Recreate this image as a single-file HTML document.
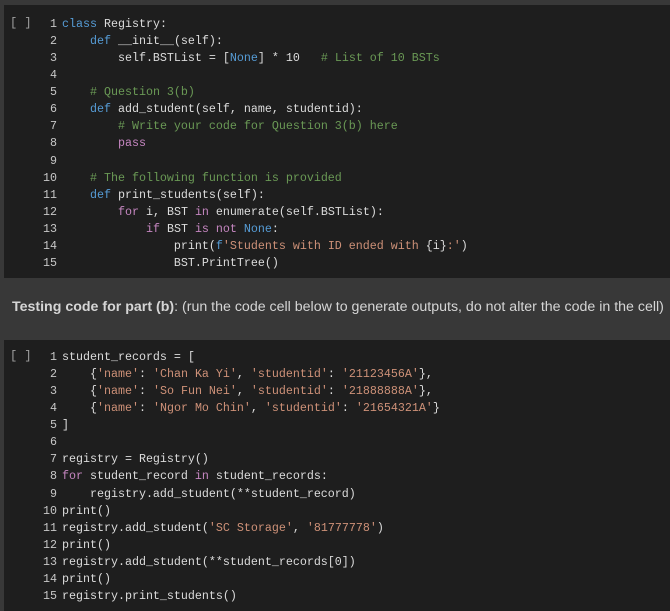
<!DOCTYPE html>
<html><head><meta charset="utf-8"><style>
body{margin:0;width:670px;height:611px;background:#383838;overflow:hidden;position:relative;font-family:"Liberation Mono",monospace;}
.cell{position:absolute;left:4px;right:0;background:#1e1e1e;}
.b{position:absolute;left:10px;color:#a0a0a0;font-size:12px;}
pre{margin:0;position:absolute;left:0;font-family:"Liberation Mono",monospace;font-size:11.67px;line-height:17.07px;color:#dcdcdc;}
.n{display:inline-block;width:57px;text-align:right;color:#c8c8c8;padding-right:5px;}
.k{color:#569cd6}.c{color:#6a9955}.s{color:#ce9178}.p{color:#c586c0}
.t{position:absolute;left:12px;top:299px;font-family:"Liberation Sans",sans-serif;font-size:14.2px;color:#d5d5d5;white-space:nowrap}
</style></head><body>
<div class="cell" style="top:5px;height:273px"></div>
<div class="cell" style="top:340px;height:271px"></div>
<div class="b" style="top:16px">[ ]</div>
<div class="b" style="top:349px">[ ]</div>
<pre style="top:16px"><span class="n">1</span><span class="k">class</span> Registry:
<span class="n">2</span>    <span class="k">def</span> __init__(self):
<span class="n">3</span>        self.BSTList = [<span class="k">None</span>] * 10   <span class="c"># List of 10 BSTs</span>
<span class="n">4</span>
<span class="n">5</span>    <span class="c"># Question 3(b)</span>
<span class="n">6</span>    <span class="k">def</span> add_student(self, name, studentid):
<span class="n">7</span>        <span class="c"># Write your code for Question 3(b) here</span>
<span class="n">8</span>        <span class="p">pass</span>
<span class="n">9</span>
<span class="n">10</span>    <span class="c"># The following function is provided</span>
<span class="n">11</span>    <span class="k">def</span> print_students(self):
<span class="n">12</span>        <span class="p">for</span> i, BST <span class="p">in</span> enumerate(self.BSTList):
<span class="n">13</span>            <span class="p">if</span> BST <span class="p">is not</span> <span class="k">None</span>:
<span class="n">14</span>                print(<span class="k">f</span><span class="s">'Students with ID ended with </span>{i}<span class="s">:'</span>)
<span class="n">15</span>                BST.PrintTree()</pre>
<div class="t"><b>Testing code for part (b)</b>: (run the code cell below to generate outputs, do not alter the code in the cell)</div>
<pre style="top:349px"><span class="n">1</span>student_records = [
<span class="n">2</span>    {<span class="s">'name'</span>: <span class="s">'Chan Ka Yi'</span>, <span class="s">'studentid'</span>: <span class="s">'21123456A'</span>},
<span class="n">3</span>    {<span class="s">'name'</span>: <span class="s">'So Fun Nei'</span>, <span class="s">'studentid'</span>: <span class="s">'21888888A'</span>},
<span class="n">4</span>    {<span class="s">'name'</span>: <span class="s">'Ngor Mo Chin'</span>, <span class="s">'studentid'</span>: <span class="s">'21654321A'</span>}
<span class="n">5</span>]
<span class="n">6</span>
<span class="n">7</span>registry = Registry()
<span class="n">8</span><span class="p">for</span> student_record <span class="p">in</span> student_records:
<span class="n">9</span>    registry.add_student(**student_record)
<span class="n">10</span>print()
<span class="n">11</span>registry.add_student(<span class="s">'SC Storage'</span>, <span class="s">'81777778'</span>)
<span class="n">12</span>print()
<span class="n">13</span>registry.add_student(**student_records[0])
<span class="n">14</span>print()
<span class="n">15</span>registry.print_students()</pre>
</body></html>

════════════════════

- _Aim_: Output the material word for word, omitting its pictures.

- _Task output_:
Recreate this image as a single-file HTML document.
<!DOCTYPE html>
<html><head><meta charset="utf-8"><style>
body{margin:0;width:670px;height:611px;background:#383838;overflow:hidden;position:relative;font-family:"Liberation Mono",monospace;}
.cell{position:absolute;left:4px;right:0;background:#1e1e1e;}
.b{position:absolute;left:10px;color:#a0a0a0;font-size:12px;}
pre{margin:0;position:absolute;left:0;font-family:"Liberation Mono",monospace;font-size:11.67px;line-height:17.07px;color:#dcdcdc;}
.n{display:inline-block;width:57px;text-align:right;color:#c8c8c8;padding-right:5px;}
.k{color:#569cd6}.c{color:#6a9955}.s{color:#ce9178}.p{color:#c586c0}
.t{position:absolute;left:12px;top:299px;font-family:"Liberation Sans",sans-serif;font-size:14.2px;color:#d5d5d5;white-space:nowrap}
</style></head><body>
<div class="cell" style="top:5px;height:273px"></div>
<div class="cell" style="top:340px;height:271px"></div>
<div class="b" style="top:16px">[ ]</div>
<div class="b" style="top:349px">[ ]</div>
<pre style="top:16px"><span class="n">1</span><span class="k">class</span> Registry:
<span class="n">2</span>    <span class="k">def</span> __init__(self):
<span class="n">3</span>        self.BSTList = [<span class="k">None</span>] * 10   <span class="c"># List of 10 BSTs</span>
<span class="n">4</span>
<span class="n">5</span>    <span class="c"># Question 3(b)</span>
<span class="n">6</span>    <span class="k">def</span> add_student(self, name, studentid):
<span class="n">7</span>        <span class="c"># Write your code for Question 3(b) here</span>
<span class="n">8</span>        <span class="p">pass</span>
<span class="n">9</span>
<span class="n">10</span>    <span class="c"># The following function is provided</span>
<span class="n">11</span>    <span class="k">def</span> print_students(self):
<span class="n">12</span>        <span class="p">for</span> i, BST <span class="p">in</span> enumerate(self.BSTList):
<span class="n">13</span>            <span class="p">if</span> BST <span class="p">is not</span> <span class="k">None</span>:
<span class="n">14</span>                print(<span class="k">f</span><span class="s">'Students with ID ended with </span>{i}<span class="s">:'</span>)
<span class="n">15</span>                BST.PrintTree()</pre>
<div class="t"><b>Testing code for part (b)</b>: (run the code cell below to generate outputs, do not alter the code in the cell)</div>
<pre style="top:349px"><span class="n">1</span>student_records = [
<span class="n">2</span>    {<span class="s">'name'</span>: <span class="s">'Chan Ka Yi'</span>, <span class="s">'studentid'</span>: <span class="s">'21123456A'</span>},
<span class="n">3</span>    {<span class="s">'name'</span>: <span class="s">'So Fun Nei'</span>, <span class="s">'studentid'</span>: <span class="s">'21888888A'</span>},
<span class="n">4</span>    {<span class="s">'name'</span>: <span class="s">'Ngor Mo Chin'</span>, <span class="s">'studentid'</span>: <span class="s">'21654321A'</span>}
<span class="n">5</span>]
<span class="n">6</span>
<span class="n">7</span>registry = Registry()
<span class="n">8</span><span class="p">for</span> student_record <span class="p">in</span> student_records:
<span class="n">9</span>    registry.add_student(**student_record)
<span class="n">10</span>print()
<span class="n">11</span>registry.add_student(<span class="s">'SC Storage'</span>, <span class="s">'81777778'</span>)
<span class="n">12</span>print()
<span class="n">13</span>registry.add_student(**student_records[0])
<span class="n">14</span>print()
<span class="n">15</span>registry.print_students()</pre>
</body></html>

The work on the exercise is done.